■ **Information supplied**:
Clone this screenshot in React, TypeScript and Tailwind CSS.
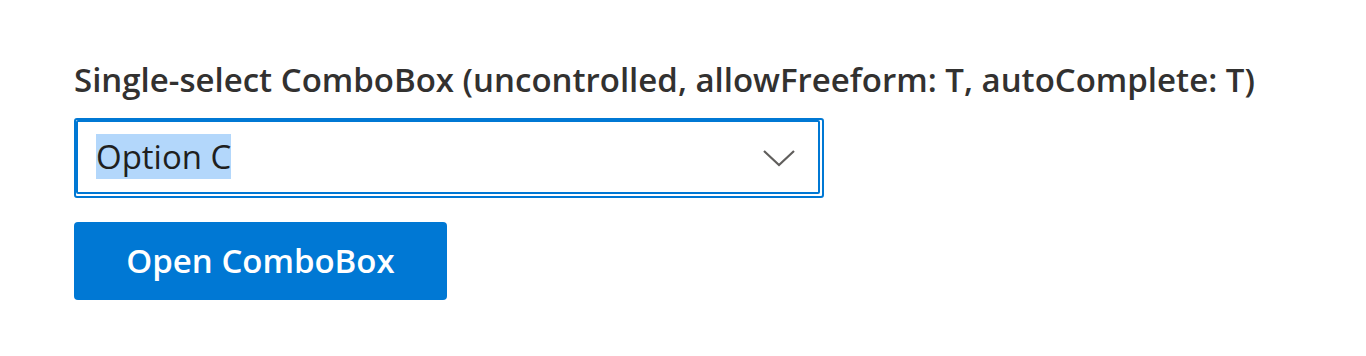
import React from "react";

export default function App() {
  return (
    <div
      className="w-[1366px] h-[356px] bg-white px-[74px] pt-[50px] text-[#323130]"
      style={{ fontFamily: '"Open Sans", "Noto Sans", sans-serif' }}
    >
      <div className="pt-[10px] pb-[18px] text-[33px] leading-[40px] font-semibold whitespace-nowrap">
        Single-select ComboBox (uncontrolled, allowFreeform: T, autoComplete: T)
      </div>
      <div className="w-[750px] h-[80px] border-2 border-[#0078d4] rounded-[3px] flex">
        <div className="flex-1 mr-[2px] mb-[2px] border-2 border-[#0078d4] rounded-[2px] flex items-center pl-[18px] pr-[22px]">
          <div className="flex-1 flex items-center pb-[2px]">
            <span className="bg-[#b3d7fb] text-[33px] leading-[45px] text-[#201f1e]">Option C</span>
          </div>
          <svg width="34" height="24" viewBox="0 0 34 24" className="shrink-0">
            <path d="M2 6 L17 20 L32 6" fill="none" stroke="#605e5c" strokeWidth="2.2" />
          </svg>
        </div>
      </div>
      <button className="mt-[24px] w-[373px] h-[78px] rounded-[4px] bg-[#0078d4] text-white text-[33px] font-semibold flex items-center justify-center">
        Open ComboBox
      </button>
    </div>
  );
}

■ **Stated task**: Print out the lines exactly, skipping any picture.

■ **Reply**:
Clone this screenshot in React, TypeScript and Tailwind CSS.
import React from "react";

export default function App() {
  return (
    <div
      className="w-[1366px] h-[356px] bg-white px-[74px] pt-[50px] text-[#323130]"
      style={{ fontFamily: '"Open Sans", "Noto Sans", sans-serif' }}
    >
      <div className="pt-[10px] pb-[18px] text-[33px] leading-[40px] font-semibold whitespace-nowrap">
        Single-select ComboBox (uncontrolled, allowFreeform: T, autoComplete: T)
      </div>
      <div className="w-[750px] h-[80px] border-2 border-[#0078d4] rounded-[3px] flex">
        <div className="flex-1 mr-[2px] mb-[2px] border-2 border-[#0078d4] rounded-[2px] flex items-center pl-[18px] pr-[22px]">
          <div className="flex-1 flex items-center pb-[2px]">
            <span className="bg-[#b3d7fb] text-[33px] leading-[45px] text-[#201f1e]">Option C</span>
          </div>
          <svg width="34" height="24" viewBox="0 0 34 24" className="shrink-0">
            <path d="M2 6 L17 20 L32 6" fill="none" stroke="#605e5c" strokeWidth="2.2" />
          </svg>
        </div>
      </div>
      <button className="mt-[24px] w-[373px] h-[78px] rounded-[4px] bg-[#0078d4] text-white text-[33px] font-semibold flex items-center justify-center">
        Open ComboBox
      </button>
    </div>
  );
}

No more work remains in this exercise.